I think it's at least partly because many people think that truly autonomous driver-less cars are much further away than they seem. (Disclaimer: put me in this camp). That is, getting 90% of the way to a truly driver-less car is hard enough... but it's the second 90% that really kills ya.
Also, assuming driver-less cars do become a "thing", there's no particular reason to think that Uber will perfect them to such a degree that gives them any kind of competitive advantage. In the end, (as this theory goes), car companies will still be the people making cars in the future, and if Uber wants driver-less cars, they will just buy them from GM, Tesla, Toyota, Mercedes or whoever.
Since 180 days really isn't enough time to onboard a COO or CFO, I would only focus on damage control. I would need those executives to help curb the burn rate.
Step 1:
Before I accepted the job, I would accept that there is a very high probability that this will end badly and that my reputation will never recover.

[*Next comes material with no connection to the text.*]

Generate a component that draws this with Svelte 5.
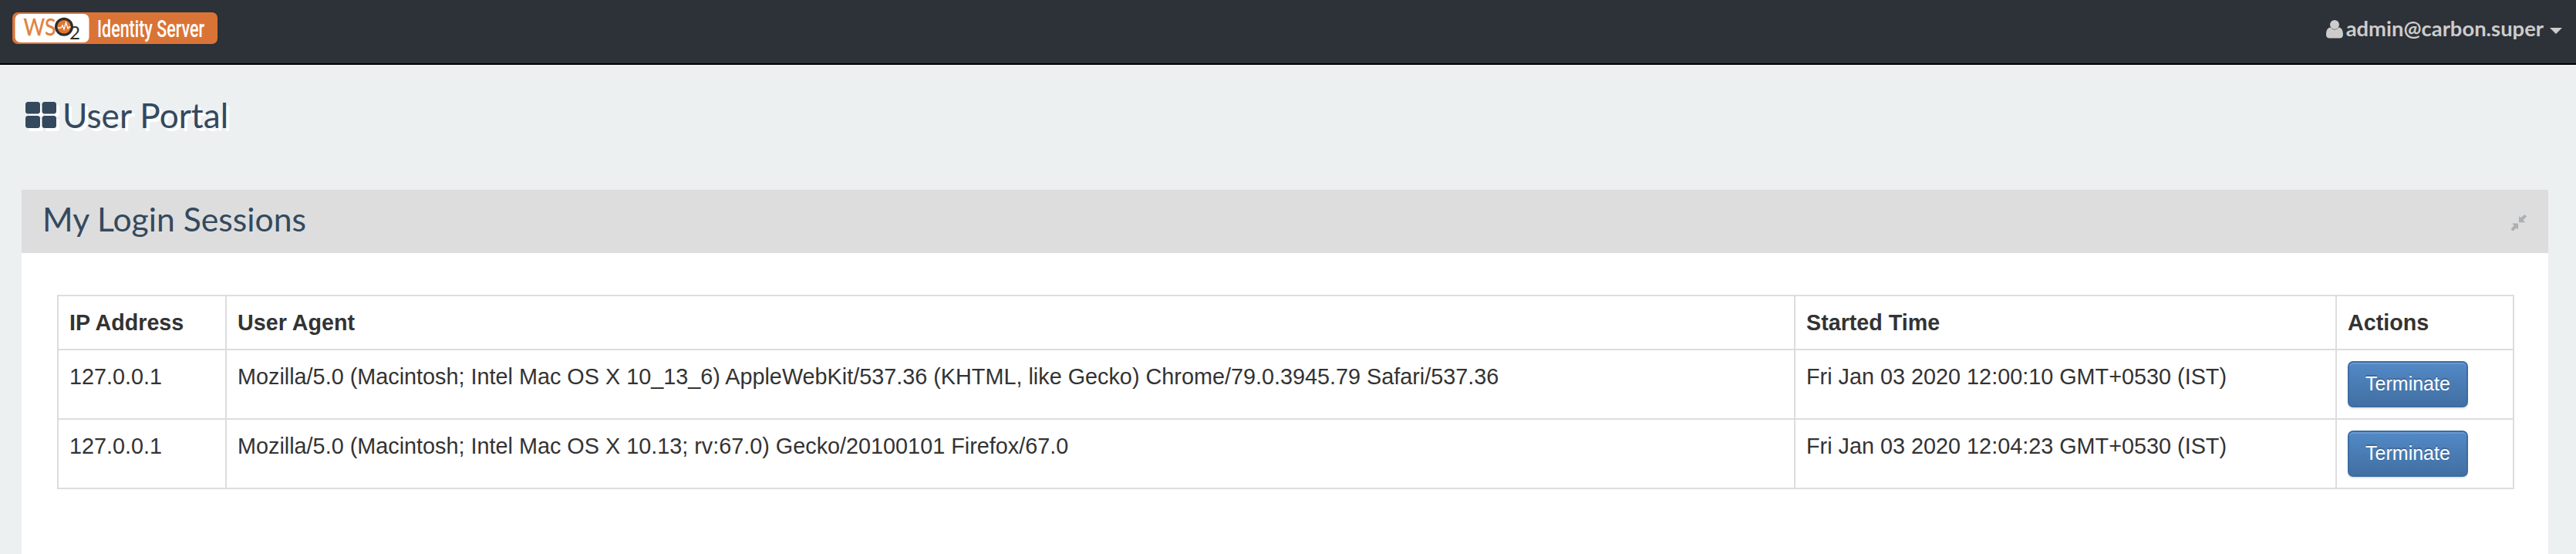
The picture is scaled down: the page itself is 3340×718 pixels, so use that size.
<script>
  const sessions = [
    {
      ip: '127.0.0.1',
      agent: 'Mozilla/5.0 (Macintosh; Intel Mac OS X 10_13_6) AppleWebKit/537.36 (KHTML, like Gecko) Chrome/79.0.3945.79 Safari/537.36',
      started: 'Fri Jan 03 2020 12:00:10 GMT+0530 (IST)'
    },
    {
      ip: '127.0.0.1',
      agent: 'Mozilla/5.0 (Macintosh; Intel Mac OS X 10.13; rv:67.0) Gecko/20100101 Firefox/67.0',
      started: 'Fri Jan 03 2020 12:04:23 GMT+0530 (IST)'
    }
  ];
</script>

<header class="navbar">
  <svg class="logo" width="266" height="41" viewBox="0 0 266 41">
    <rect width="266" height="41" rx="7" fill="#da7436" />
    <rect x="3.5" y="2" width="96" height="37" rx="7" fill="#fff" />
    <text x="14.5" y="29.5" class="ws" textLength="42" lengthAdjust="spacingAndGlyphs">WS</text>
    <circle cx="67" cy="18.7" r="10.4" fill="#e0762f" stroke="#2d2d2d" stroke-width="3.2" />
    <path d="M59 20h4l2-3 2 5 2.500-9 2.500 8 1.500-2h2" fill="none" stroke="#fff" stroke-width="1.300" />
    <text x="74" y="35" class="two" textLength="14" lengthAdjust="spacingAndGlyphs">2</text>
    <text x="110" y="31.700" class="product" textLength="139" lengthAdjust="spacingAndGlyphs">Identity Server</text>
  </svg>
  <div class="account">
    <svg class="user" width="22" height="24" viewBox="0 0 22 24">
      <circle cx="11" cy="6" r="6" fill="#ccc" />
      <path d="M5.500 9.500C1.500 10 0 14 0 19c0 3 2 4.500 4.500 4.500h13c2.500 0 4.500-1.500 4.500-4.500 0-5-1.500-9-5.500-9.500-3.500 4-7.500 4-11 0z" fill="#ccc" />
    </svg>
    <span class="name">admin@carbon.super</span>
    <span class="caret"></span>
  </div>
</header>

<h1 class="title">
  <svg width="40" height="34" viewBox="0 0 40 34">
    <rect width="19" height="15.500" rx="3.500" />
    <rect x="21.500" width="18.500" height="15.500" rx="3.500" />
    <rect y="18" width="19" height="16" rx="3.500" />
    <rect x="21.500" y="18" width="18.500" height="16" rx="3.500" />
  </svg>
  <span>User Portal</span>
</h1>

<section class="panel">
  <div class="panel-head">
    <h2>My Login Sessions</h2>
    <svg width="24" height="24" viewBox="0 0 24 24">
      <path d="M11 12.500v8l-2.500-2-4.500 4-2.500-2.500 4-4.500-2-3z" />
      <path d="M12 11.200v-8l2.500 2 5-4.200L22 3.500l-4.500 4.500 2.500 3.200z" />
    </svg>
  </div>
  <div class="panel-body">
    <table>
      <colgroup><col class="c1" /><col class="c2" /><col class="c3" /><col class="c4" /></colgroup>
      <thead>
        <tr><th>IP Address</th><th>User Agent</th><th>Started Time</th><th>Actions</th></tr>
      </thead>
      <tbody>
        {#each sessions as s}
          <tr>
            <td>{s.ip}</td>
            <td>{s.agent}</td>
            <td>{s.started}</td>
            <td><button>Terminate</button></td>
          </tr>
        {/each}
      </tbody>
    </table>
  </div>
</section>

<style>
  :global(body) {
    background: #ecf0f1;
    overflow: hidden;
    font: 28.8px/40px "Liberation Sans", Arial, sans-serif;
    color: #333;
  }
  .navbar {
    box-sizing: border-box;
    height: 84px;
    padding: 16px 18px 0 16px;
    display: flex;
    justify-content: space-between;
    align-items: flex-start;
    background: #2d3138;
    border-bottom: 2px solid #000;
  }
  .logo, .user { display: block; overflow: visible; }
  .ws { font: 400 30px Lato, sans-serif; fill: #e0823f; stroke: #e0823f; stroke-width: 0.4; }
  .two { font: 400 24px Lato, sans-serif; fill: #2d2d2d; }
  .product { font: 500 31px Roboto, sans-serif; fill: #fff; }
  .account {
    display: flex;
    align-items: center;
    height: 44px;
    color: #ccc;
    font: 700 27.4px/42px Lato, sans-serif;
  }
  .name { margin: -1px 8px 1px 4px; }
  .caret {
    border: 8px solid transparent;
    border-top-color: #ccc;
    border-bottom: 0;
    margin-top: 4px;
  }
  .title {
    margin: 0;
    height: 162px;
    box-sizing: border-box;
    padding: 35px 0 0 33px;
    display: flex;
    align-items: flex-start;
    gap: 8px;
    font: 400 44.2px/60px Lato, sans-serif;
    color: #34495e;
    text-shadow: 4px 4px 0 #fff;
  }
  .title svg {
    margin-top: 13px;
    fill: #34495e;
    filter: drop-shadow(4px 4px 0 #fff);
  }
  .panel {
    margin: 0 36px 0 28px;
    height: 472px;
    background: #fff;
  }
  .panel-head {
    height: 82px;
    box-sizing: border-box;
    padding: 0 26px 0 27px;
    display: flex;
    align-items: center;
    justify-content: space-between;
    background: #ddd;
  }
  .panel-head svg { margin-top: 4px; fill: #abb0b5; }
  h2 {
    margin: 0 0 7px;
    font: 400 42.7px/60px Lato, sans-serif;
    color: #34495e;
  }
  .panel-body { padding: 54px 44px 0 46px; }
  table {
    width: 3186px;
    table-layout: fixed;
    border-collapse: separate;
    border-spacing: 0;
    border: solid #ddd;
    border-width: 2px 0 0 2px;
  }
  .c1 { width: 218px; }
  .c2 { width: 2034px; }
  .c3 { width: 702px; }
  .c4 { width: 230px; }
  th, td {
    padding: 14px;
    text-align: left;
    vertical-align: top;
    border: solid #ddd;
    border-width: 0 2px 2px 0;
  }
  th { font-size: 28.7px; }
  button {
    display: block;
    box-sizing: border-box;
    width: 156px;
    height: 60px;
    padding: 0 0 2px;
    border: 2px solid #3b6ca3;
    border-radius: 7px;
    background: linear-gradient(#5289c6, #416fa2);
    box-shadow: inset 0 2px 0 rgba(255, 255, 255, 0.15), 0 2px 2px rgba(0, 0, 0, 0.1);
    color: #fff;
    font: 25px/36px "Liberation Sans", Arial, sans-serif;
    text-shadow: 0 -2px 0 rgba(0, 0, 0, 0.2);
  }
</style>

I would wonder whether the VCs who were instrumental in bringing me in would stand by me when this goes to hell, or would I take the lion's share of the blame?

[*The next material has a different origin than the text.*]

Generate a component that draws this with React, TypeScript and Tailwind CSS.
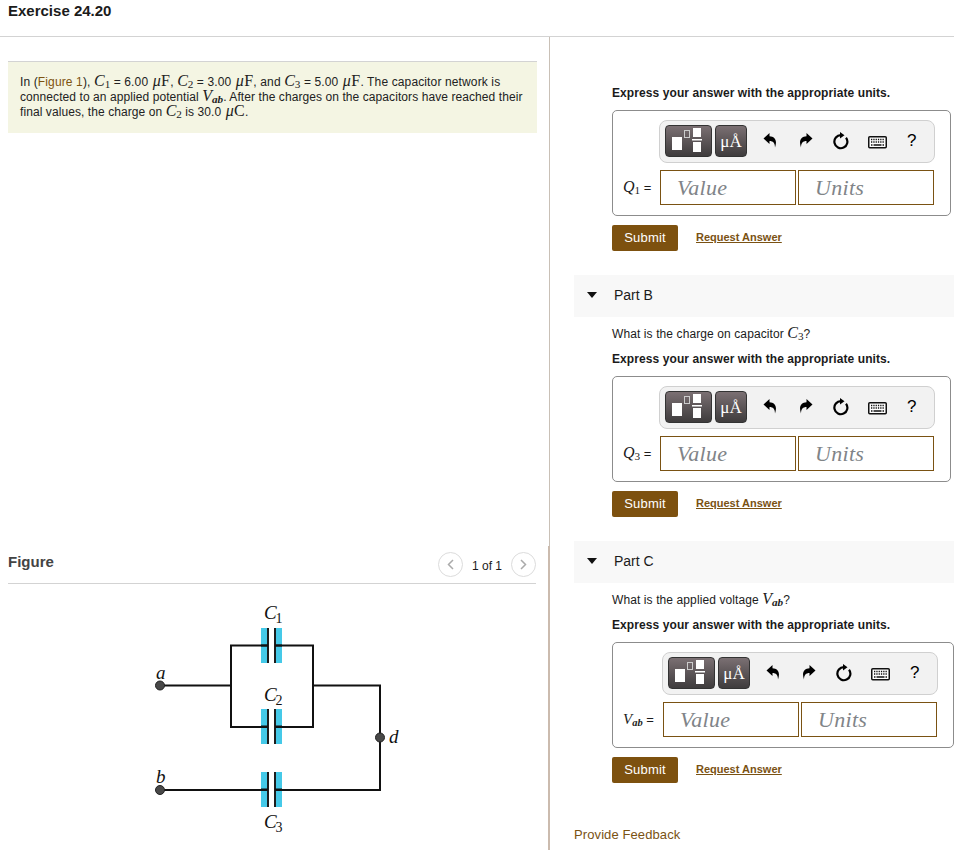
import { ReactNode } from "react";

interface SymbolProps {
    name: string;
    sub?: string;
    className?: string;
}

// Italic serif variable with an optional subscript, e.g. C1 or Vab.
function Symbol(props: SymbolProps) {
    const { name, sub, className = "text-[16px]" } = props;

    return (
        <span className={`font-['Liberation_Serif',serif] italic leading-[0] tracking-normal ${className}`}>
            {name}
            {sub && (
                <span className={`relative top-[2px] text-[0.7em] ${/\d/.test(sub) ? "not-italic" : "font-bold italic"}`}>
                    {sub}
                </span>
            )}
        </span>
    );
}

function Unit({ name }: { name: string }) {
    return (
        <span className="ml-px font-['Liberation_Serif',serif] text-[16px] leading-[0] tracking-[0.3px]">
            <i>μ</i>
            {name}
        </span>
    );
}

function ProblemStatement() {
    return (
        <section className="ml-2 mt-6 h-[72px] w-[529px] whitespace-nowrap border-t border-[#d3d3d3] bg-[#f4f5e3] pl-3 pt-[13px] text-[12px] leading-[15px] tracking-[0.08px] text-[#222]">
            <p className="h-[15px] tracking-[0.13px]">
                In (<a className="text-[#7e5310]">Figure 1</a>), <Symbol name="C" sub="1" /> = 6.00 <Unit name="F" />,{" "}
                <Symbol name="C" sub="2" /> = 3.00 <Unit name="F" />, and <Symbol name="C" sub="3" /> = 5.00{" "}
                <Unit name="F" />. The capacitor network is
            </p>
            <p className="h-[15px]">
                connected to an applied potential <Symbol name="V" sub="ab" />. After the charges on the capacitors have
                reached their
            </p>
            <p className="h-[15px]">
                final values, the charge on <Symbol name="C" sub="2" /> is 30.0 <Unit name="C" />.
            </p>
        </section>
    );
}

function PageButton({ d }: { d: string }) {
    return (
        <button className="flex size-[25px] items-center justify-center rounded-full border border-[#dcdcdc]">
            <svg width="7" height="11" viewBox="0 0 7 11" fill="none" stroke="#aaa" strokeWidth="1.5">
                <path d={d} />
            </svg>
        </button>
    );
}

function Capacitor({ x, y }: { x: number; y: number }) {
    return (
        <g transform={`translate(${x} ${y})`}>
            <rect x="0" y="0" width="6" height="35" fill="#45c9e8" />
            <rect x="15" y="0" width="6" height="35" fill="#45c9e8" />
            <path d="M7 0V35M14 0V35" stroke="#1d1d1d" strokeWidth="2" />
            <path d="M0 17.5H7M14 17.5H21" stroke="#111" strokeWidth="2" />
        </g>
    );
}

function Circuit() {
    return (
        <svg
            className="ml-[140px] mt-[11px] font-['Liberation_Serif',serif]"
            width="270"
            height="245"
            viewBox="140 595 270 245"
        >
            <Capacitor x={261} y={628} />
            <Capacitor x={261} y={709} />
            <Capacitor x={261} y={772} />
            <g fill="none" stroke="#111" strokeWidth="2">
                <path d="M268 645.5H231V727H268" />
                <path d="M275 645.5H313V727H275" />
                <path d="M160 685.5H231M313 685.5H380V790H275M160 790H268" />
            </g>
            <g fill="#484848" stroke="#222" strokeWidth="1">
                <circle cx="160" cy="685.5" r="4.5" />
                <circle cx="160" cy="790" r="4.5" />
                <circle cx="380" cy="737.5" r="4.5" />
            </g>
            <g fill="#111" fontSize="19" fontStyle="italic">
                <text x="156" y="679">a</text>
                <text x="156" y="783">b</text>
                <text x="389" y="743">d</text>
                <text x="264" y="619">C</text>
                <text x="264" y="701">C</text>
                <text x="264" y="828">C</text>
            </g>
            <g fill="#111" fontSize="14">
                <text x="275.5" y="623">1</text>
                <text x="275.5" y="705">2</text>
                <text x="275.5" y="832">3</text>
            </g>
        </svg>
    );
}

function Toolbar() {
    return (
        <div className="flex h-[43px] w-[276px] items-start rounded-lg border border-[#d0d0d0] bg-[#f2f2f2] pl-[5px] pt-1 text-black">
            <button className="h-8 w-[47px] rounded-[4px] border border-[#333] bg-linear-to-b from-[#7b7073] to-[#3f3c3d]">
                <svg width="45" height="30" viewBox="0 0 45 30">
                    <rect x="6" y="11" width="10" height="13" fill="#fff" />
                    <rect x="18.5" y="4.5" width="5" height="7" fill="none" stroke="#ccc" />
                    <path d="M27 2h8v9h-8zM26 13h10v1.5h-10zM27 16h8v10h-8z" fill="#fff" />
                </svg>
            </button>
            <button className="ml-[3px] h-8 w-8 rounded-[4px] border border-[#333] bg-linear-to-b from-[#7b7073] to-[#3f3c3d] pt-px font-['Liberation_Serif',serif] text-[17px] leading-[29px] text-white">
                μÅ
            </button>
            <svg className="ml-4 mt-2" width="14" height="15" viewBox="0 0 14 15">
                <path d="M0.500 5.500L6.500 0V3.200C12 3.500 14.500 7.500 12 14.500C12 10 10 8 6.500 8V11Z" />
            </svg>
            <svg className="ml-[22px] mt-2" width="14" height="15" viewBox="0 0 14 15">
                <path d="M13.500 5.500L7.500 0V3.200C2 3.500 -0.500 7.500 2 14.500C2 10 4 8 7.500 8V11Z" />
            </svg>
            <svg className="ml-[20px] mt-[7px]" width="16" height="18" viewBox="0 0 16 18" fill="none">
                <path d="M13 5.700A6.500 6.500 0 1 1 8 3.200" stroke="#000" strokeWidth="2.200" />
                <path d="M7 0L11.500 3.200L7 6.400Z" fill="#000" />
            </svg>
            <svg className="ml-[19px] mt-[11px]" width="19" height="13" viewBox="0 0 19 13">
                <rect x="0.750" y="0.750" width="17.500" height="11" rx="1" fill="#fff" stroke="#111" strokeWidth="1.500" />
                <path d="M3 3.500H16M3 6H16" stroke="#111" strokeWidth="1.400" strokeDasharray="1.300 1" />
                <path d="M3 9H4.500M5.500 9H13.500M14.500 9H16" stroke="#111" strokeWidth="1.400" />
            </svg>
            <span className="ml-5 mt-1 text-[17px] leading-6">?</span>
        </div>
    );
}

interface AnswerProps {
    label: ReactNode;
    wide?: boolean;
}

function Answer(props: AnswerProps) {
    const { label, wide } = props;

    return (
        <div className="ml-[62px]">
            <p className="h-[18px] whitespace-nowrap text-[12px] font-bold leading-[18px] tracking-[0.09px]">
                Express your answer with the appropriate units.
            </p>
            <div
                className={`mt-2 flex h-[106px] flex-col items-end rounded-[5px] border border-[#8c8c8c] pr-[15px] pt-[9px] ${wide ? "w-[342px]" : "w-[339px]"}`}
            >
                <Toolbar />
                <div className="mt-[7px] flex w-full items-center">
                    <div className="flex-1 whitespace-nowrap pl-[10px] text-[13px] leading-4">{label} =</div>
                    <div className="mr-px flex gap-[2px] font-['Liberation_Serif',serif] text-[22px] italic leading-[34px] tracking-[0.3px] text-[#808488]">
                        <div className="h-[35px] w-[136px] border border-[#7a5213] pl-4">Value</div>
                        <div className="h-[35px] w-[136px] border border-[#7a5213] pl-4">Units</div>
                    </div>
                </div>
            </div>
            <div className="mt-[9px] flex h-[26px] items-center">
                <button className="h-[26px] w-[66px] rounded-[2px] bg-[#7d510f] text-[13px] tracking-[0.2px] text-white">
                    Submit
                </button>
                <a className="mb-0.5 ml-[18px] text-[11px] font-bold text-[#7a5213] underline">Request Answer</a>
            </div>
        </div>
    );
}

interface PartProps extends AnswerProps {
    title: string;
    question: ReactNode;
}

function Part(props: PartProps) {
    const { title, question, label, wide } = props;

    return (
        <section className="mt-6 h-[242px]">
            <h2 className="ml-6 flex h-[42px] items-center bg-[#f8f8f8] pb-0.5 pl-[13px] text-[14px]">
                <svg width="10" height="6" viewBox="0 0 10 6">
                    <path d="M0 0H10L5 6Z" fill="#111" />
                </svg>
                <span className="ml-[17px]">{title}</span>
            </h2>
            <p className="ml-[62px] mt-2 h-[18px] whitespace-nowrap text-[12px] leading-[18px] tracking-[0.1px]">{question}</p>
            <div className="mt-[7px]">
                <Answer label={label} wide={wide} />
            </div>
        </section>
    );
}

export default function App() {
    return (
        <div className="h-[850px] w-[954px] overflow-hidden bg-white font-['Liberation_Sans',Arial,sans-serif] text-[#1b1b1b]">
            <h1 className="h-[37px] border-b border-[#d3d3d3] pl-2 text-[15px] font-bold leading-[22px]">Exercise 24.20</h1>
            <main className="flex h-[813px]">
                <div className="flex w-[550px] shrink-0 flex-col">
                    <div className="h-[509px] border-r border-[#c9c0b6]">
                        <ProblemStatement />
                    </div>
                    <div className="flex-1 border-r-2 border-[#cbbbae]">
                        <header className="ml-2 flex h-[38px] w-[528px] items-center border-b border-[#d3d3d3]">
                            <h2 className="mb-1 flex-1 text-[15px] font-bold text-[#444]">Figure</h2>
                            <PageButton d="M6 1L1.500 5.500L6 10" />
                            <span className="mt-0.5 w-12 text-center text-[12px]">1 of 1</span>
                            <PageButton d="M1 1L5.500 5.500L1 10" />
                        </header>
                        <Circuit />
                    </div>
                </div>
                <div className="w-[404px] pt-[47px]">
                    <Answer label={<Symbol name="Q" sub="1" />} />
                    <Part
                        title="Part B"
                        question={
                            <>
                                What is the charge on capacitor <Symbol name="C" sub="3" />?
                            </>
                        }
                        label={<Symbol name="Q" sub="3" />}
                    />
                    <Part
                        title="Part C"
                        question={
                            <>
                                What is the applied voltage <Symbol name="V" sub="ab" />?
                            </>
                        }
                        label={<Symbol name="V" sub="ab" className="text-[15px]" />}
                        wide
                    />
                    <a className="ml-6 mt-[42px] block text-[13px] leading-[20px] tracking-[0.1px] text-[#7a5213]">
                        Provide Feedback
                    </a>
                </div>
            </main>
        </div>
    );
}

So, I would make sure that my compensation from Uber was properly invested so that I could survive the rest of my life if I could never get another job. And, I would work with a very competent money manager to optimize every single dollar that I would get from Uber.
Step 2:
If Uber is going to reach a liquidity event, it needs some highly competent executives who can take leadership of their respective areas. At this point, Uber badly needs a CEO/COO/CFO troika that can work together. Therefore, my first real step as CEO would be to help the board recruit solid AAA+ players for the two remaining positions.
Step 3:
While recruitment was ongoing, I would undertake two major initiatives in tandem. First, I would conduct my own investigation into what happened and learn as much about the previous culture that I could. There is a very high probability that this investigation would lead to a new round of firings. Therefore, the second initiative would be to be completely transparent and wholly public about what is going on. I have to assume that every single thing that I would do would be heavily scrutinized by the media, investors and stakeholders. Therefore, I would get in front of it and send weekly emails to employees/investors that were cross posted on a blog. If journalists want to see fire, they can see the same fire that I see. In a news vacuum, it gets more tempting to print dubious sources who may or may not actually be telling the truth.
Step 4:
Once I had a solid grasp on what happened (and once I knew that the bad apples were all promoted to Uber customers, or maybe drivers), I would start fixing the culture. Hopefully, by this point, we would have at least a COO on board. With her help, I would make sure that HR was fully independent and powerful. Simply put, the new Uber would have a strong 'no asshole' rule.
Step 5:
SDC be damned....Uber drivers need to be promoted to first class citizens within the Uber ecosystem. Once I was fairly confident that the culture now marginalized assholes, I would work closely with drivers. I would argue that Uber drivers have an incredible understanding of all the efficiencies and inefficiencies within Uber's market. Therefore, we need to empower drivers and encourage them to come forward with any suggestions to make their jobs better. I argue that Uber is closely tied to their drivers. As drivers succeed and make money, Uber should succeed and make even more.
In 180 days, sadly, I don't think I would have the chance to put a true focus on rider demands. In fact, I'm not even sure that I would have time to engage the drivers. But, these five steps are my perfect case.